GIVEN TASK -> Repeat only the lines from the one containing "Write a component" through the one containing "const levelLeft: Record<number, number>", exactly as written, both ends included.

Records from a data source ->
::::::::
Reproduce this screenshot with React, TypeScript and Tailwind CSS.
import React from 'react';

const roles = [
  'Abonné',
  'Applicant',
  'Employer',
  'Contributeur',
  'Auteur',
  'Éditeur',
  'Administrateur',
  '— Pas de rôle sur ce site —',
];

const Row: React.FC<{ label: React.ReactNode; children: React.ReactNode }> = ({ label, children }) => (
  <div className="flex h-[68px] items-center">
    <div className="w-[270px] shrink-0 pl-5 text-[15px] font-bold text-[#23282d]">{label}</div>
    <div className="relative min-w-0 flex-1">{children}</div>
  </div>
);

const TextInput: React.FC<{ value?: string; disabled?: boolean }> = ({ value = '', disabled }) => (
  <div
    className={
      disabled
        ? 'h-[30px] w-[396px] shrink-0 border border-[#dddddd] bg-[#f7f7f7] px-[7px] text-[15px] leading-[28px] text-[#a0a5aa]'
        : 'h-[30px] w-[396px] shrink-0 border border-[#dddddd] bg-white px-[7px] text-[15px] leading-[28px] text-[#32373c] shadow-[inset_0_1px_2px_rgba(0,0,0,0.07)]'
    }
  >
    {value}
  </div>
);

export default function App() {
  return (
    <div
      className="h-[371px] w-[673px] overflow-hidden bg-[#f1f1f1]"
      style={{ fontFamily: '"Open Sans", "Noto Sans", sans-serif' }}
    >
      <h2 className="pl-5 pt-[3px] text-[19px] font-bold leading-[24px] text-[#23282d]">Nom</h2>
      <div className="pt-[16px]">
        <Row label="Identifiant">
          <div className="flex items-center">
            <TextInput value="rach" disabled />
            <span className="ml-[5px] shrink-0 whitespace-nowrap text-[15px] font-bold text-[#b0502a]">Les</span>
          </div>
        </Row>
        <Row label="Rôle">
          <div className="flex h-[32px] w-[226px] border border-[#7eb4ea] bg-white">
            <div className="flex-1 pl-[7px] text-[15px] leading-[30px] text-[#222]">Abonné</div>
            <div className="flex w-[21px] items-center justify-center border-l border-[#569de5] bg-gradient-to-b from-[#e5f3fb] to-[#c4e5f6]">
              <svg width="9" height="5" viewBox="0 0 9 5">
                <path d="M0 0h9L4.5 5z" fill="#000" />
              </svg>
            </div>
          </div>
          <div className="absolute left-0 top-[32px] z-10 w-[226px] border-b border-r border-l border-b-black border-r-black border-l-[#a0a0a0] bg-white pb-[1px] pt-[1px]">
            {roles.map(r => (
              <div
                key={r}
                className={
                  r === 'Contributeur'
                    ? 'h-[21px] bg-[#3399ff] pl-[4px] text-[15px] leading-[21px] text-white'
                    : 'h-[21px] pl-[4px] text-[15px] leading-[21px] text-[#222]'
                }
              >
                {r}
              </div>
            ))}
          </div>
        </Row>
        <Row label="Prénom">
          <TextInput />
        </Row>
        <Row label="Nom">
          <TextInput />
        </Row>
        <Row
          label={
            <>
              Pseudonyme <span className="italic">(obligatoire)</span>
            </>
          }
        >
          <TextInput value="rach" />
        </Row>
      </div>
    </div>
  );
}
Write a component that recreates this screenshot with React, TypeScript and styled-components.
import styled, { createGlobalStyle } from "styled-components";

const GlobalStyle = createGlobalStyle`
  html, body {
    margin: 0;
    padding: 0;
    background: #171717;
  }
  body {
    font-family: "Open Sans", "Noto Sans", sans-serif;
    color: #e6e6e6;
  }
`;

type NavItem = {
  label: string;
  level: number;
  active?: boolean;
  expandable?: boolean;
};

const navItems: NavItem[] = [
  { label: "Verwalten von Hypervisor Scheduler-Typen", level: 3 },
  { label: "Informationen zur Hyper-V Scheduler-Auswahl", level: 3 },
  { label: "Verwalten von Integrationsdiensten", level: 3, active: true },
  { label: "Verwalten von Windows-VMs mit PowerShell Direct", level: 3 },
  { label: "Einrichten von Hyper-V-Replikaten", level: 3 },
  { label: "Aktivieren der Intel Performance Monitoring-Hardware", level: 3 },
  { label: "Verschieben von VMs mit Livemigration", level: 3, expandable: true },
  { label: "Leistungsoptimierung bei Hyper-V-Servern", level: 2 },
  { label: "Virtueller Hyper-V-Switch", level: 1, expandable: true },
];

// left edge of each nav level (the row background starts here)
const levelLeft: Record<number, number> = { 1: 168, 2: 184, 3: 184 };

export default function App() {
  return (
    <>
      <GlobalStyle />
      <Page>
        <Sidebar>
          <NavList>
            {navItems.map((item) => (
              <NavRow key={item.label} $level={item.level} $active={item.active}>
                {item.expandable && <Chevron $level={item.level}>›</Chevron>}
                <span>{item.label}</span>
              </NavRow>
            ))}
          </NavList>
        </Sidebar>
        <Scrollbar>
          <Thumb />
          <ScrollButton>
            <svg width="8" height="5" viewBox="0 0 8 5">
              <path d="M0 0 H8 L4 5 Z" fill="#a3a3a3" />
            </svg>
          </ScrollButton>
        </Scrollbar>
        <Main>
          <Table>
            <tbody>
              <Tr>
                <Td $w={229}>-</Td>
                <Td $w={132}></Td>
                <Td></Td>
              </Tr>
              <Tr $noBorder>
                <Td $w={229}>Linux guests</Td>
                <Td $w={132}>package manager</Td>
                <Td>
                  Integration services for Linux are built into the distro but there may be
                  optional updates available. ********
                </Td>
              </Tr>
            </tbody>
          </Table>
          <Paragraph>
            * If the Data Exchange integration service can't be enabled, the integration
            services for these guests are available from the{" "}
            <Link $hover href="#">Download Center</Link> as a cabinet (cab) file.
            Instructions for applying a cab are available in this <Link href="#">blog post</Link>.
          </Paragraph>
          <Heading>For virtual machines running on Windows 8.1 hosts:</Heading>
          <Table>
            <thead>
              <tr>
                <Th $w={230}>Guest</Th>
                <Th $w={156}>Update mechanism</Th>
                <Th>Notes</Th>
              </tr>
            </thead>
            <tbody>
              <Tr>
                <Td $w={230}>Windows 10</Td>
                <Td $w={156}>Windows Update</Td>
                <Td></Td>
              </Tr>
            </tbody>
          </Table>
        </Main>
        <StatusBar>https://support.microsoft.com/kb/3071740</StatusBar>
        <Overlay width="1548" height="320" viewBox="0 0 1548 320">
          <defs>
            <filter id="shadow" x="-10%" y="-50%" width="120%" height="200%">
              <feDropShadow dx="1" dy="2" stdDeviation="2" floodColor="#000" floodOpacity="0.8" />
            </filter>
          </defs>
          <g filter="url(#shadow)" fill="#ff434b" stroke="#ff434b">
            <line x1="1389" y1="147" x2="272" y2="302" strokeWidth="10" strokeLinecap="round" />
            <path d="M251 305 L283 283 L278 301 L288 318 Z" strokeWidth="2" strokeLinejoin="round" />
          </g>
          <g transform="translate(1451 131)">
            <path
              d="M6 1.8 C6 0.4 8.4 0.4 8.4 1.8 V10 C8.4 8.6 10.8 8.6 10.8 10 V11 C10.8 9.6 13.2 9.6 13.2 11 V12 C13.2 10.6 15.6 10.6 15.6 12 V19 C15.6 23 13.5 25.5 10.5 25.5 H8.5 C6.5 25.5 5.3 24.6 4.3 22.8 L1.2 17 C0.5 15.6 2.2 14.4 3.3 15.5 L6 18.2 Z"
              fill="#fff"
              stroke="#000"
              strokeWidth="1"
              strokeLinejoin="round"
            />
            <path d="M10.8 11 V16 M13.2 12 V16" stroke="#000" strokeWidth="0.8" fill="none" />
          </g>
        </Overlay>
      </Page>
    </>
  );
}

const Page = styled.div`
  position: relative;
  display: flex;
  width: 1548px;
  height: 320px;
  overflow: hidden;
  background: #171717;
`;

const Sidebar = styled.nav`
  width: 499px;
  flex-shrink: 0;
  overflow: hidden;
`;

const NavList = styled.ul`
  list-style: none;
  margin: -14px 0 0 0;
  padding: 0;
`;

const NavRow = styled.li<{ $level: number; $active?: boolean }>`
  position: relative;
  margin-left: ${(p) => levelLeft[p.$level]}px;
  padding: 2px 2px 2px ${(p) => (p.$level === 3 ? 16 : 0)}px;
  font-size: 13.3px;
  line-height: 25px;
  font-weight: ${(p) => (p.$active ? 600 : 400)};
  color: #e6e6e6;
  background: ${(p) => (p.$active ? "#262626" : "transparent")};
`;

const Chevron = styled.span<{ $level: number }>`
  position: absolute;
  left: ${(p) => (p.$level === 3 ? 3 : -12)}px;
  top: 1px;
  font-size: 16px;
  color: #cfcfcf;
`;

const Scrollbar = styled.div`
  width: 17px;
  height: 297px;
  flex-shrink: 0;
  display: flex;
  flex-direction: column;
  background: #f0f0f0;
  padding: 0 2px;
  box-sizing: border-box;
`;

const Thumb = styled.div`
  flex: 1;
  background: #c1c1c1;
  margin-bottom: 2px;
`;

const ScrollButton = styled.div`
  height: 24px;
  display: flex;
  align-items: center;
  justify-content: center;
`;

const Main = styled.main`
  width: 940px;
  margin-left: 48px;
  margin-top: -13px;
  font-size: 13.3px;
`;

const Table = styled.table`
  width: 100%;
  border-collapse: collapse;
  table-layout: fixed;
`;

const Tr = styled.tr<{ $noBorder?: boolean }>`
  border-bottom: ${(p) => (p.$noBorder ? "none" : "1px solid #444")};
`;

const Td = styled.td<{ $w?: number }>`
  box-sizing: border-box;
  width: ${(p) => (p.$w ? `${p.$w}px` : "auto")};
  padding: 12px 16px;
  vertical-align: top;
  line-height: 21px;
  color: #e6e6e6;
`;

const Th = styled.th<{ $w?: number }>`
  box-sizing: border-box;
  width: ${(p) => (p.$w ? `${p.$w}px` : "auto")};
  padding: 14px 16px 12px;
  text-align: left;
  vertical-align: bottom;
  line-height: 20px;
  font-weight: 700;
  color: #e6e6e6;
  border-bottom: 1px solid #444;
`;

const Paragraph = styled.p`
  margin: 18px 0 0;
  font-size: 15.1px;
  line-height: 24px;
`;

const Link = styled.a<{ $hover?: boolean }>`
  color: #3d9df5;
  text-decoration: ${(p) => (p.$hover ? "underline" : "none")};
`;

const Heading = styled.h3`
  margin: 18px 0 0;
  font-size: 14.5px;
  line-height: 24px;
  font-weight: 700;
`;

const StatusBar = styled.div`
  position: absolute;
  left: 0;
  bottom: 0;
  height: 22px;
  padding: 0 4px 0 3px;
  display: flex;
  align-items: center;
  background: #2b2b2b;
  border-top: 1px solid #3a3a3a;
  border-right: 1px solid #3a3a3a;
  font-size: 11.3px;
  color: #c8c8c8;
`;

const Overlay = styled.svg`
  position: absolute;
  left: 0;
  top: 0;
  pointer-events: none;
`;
::::::::
ANSWER BELOW ->
Write a component that recreates this screenshot with React, TypeScript and styled-components.
import styled, { createGlobalStyle } from "styled-components";

const GlobalStyle = createGlobalStyle`
  html, body {
    margin: 0;
    padding: 0;
    background: #171717;
  }
  body {
    font-family: "Open Sans", "Noto Sans", sans-serif;
    color: #e6e6e6;
  }
`;

type NavItem = {
  label: string;
  level: number;
  active?: boolean;
  expandable?: boolean;
};

const navItems: NavItem[] = [
  { label: "Verwalten von Hypervisor Scheduler-Typen", level: 3 },
  { label: "Informationen zur Hyper-V Scheduler-Auswahl", level: 3 },
  { label: "Verwalten von Integrationsdiensten", level: 3, active: true },
  { label: "Verwalten von Windows-VMs mit PowerShell Direct", level: 3 },
  { label: "Einrichten von Hyper-V-Replikaten", level: 3 },
  { label: "Aktivieren der Intel Performance Monitoring-Hardware", level: 3 },
  { label: "Verschieben von VMs mit Livemigration", level: 3, expandable: true },
  { label: "Leistungsoptimierung bei Hyper-V-Servern", level: 2 },
  { label: "Virtueller Hyper-V-Switch", level: 1, expandable: true },
];

// left edge of each nav level (the row background starts here)
const levelLeft: Record<number, number> = { 1: 168, 2: 184, 3: 184 };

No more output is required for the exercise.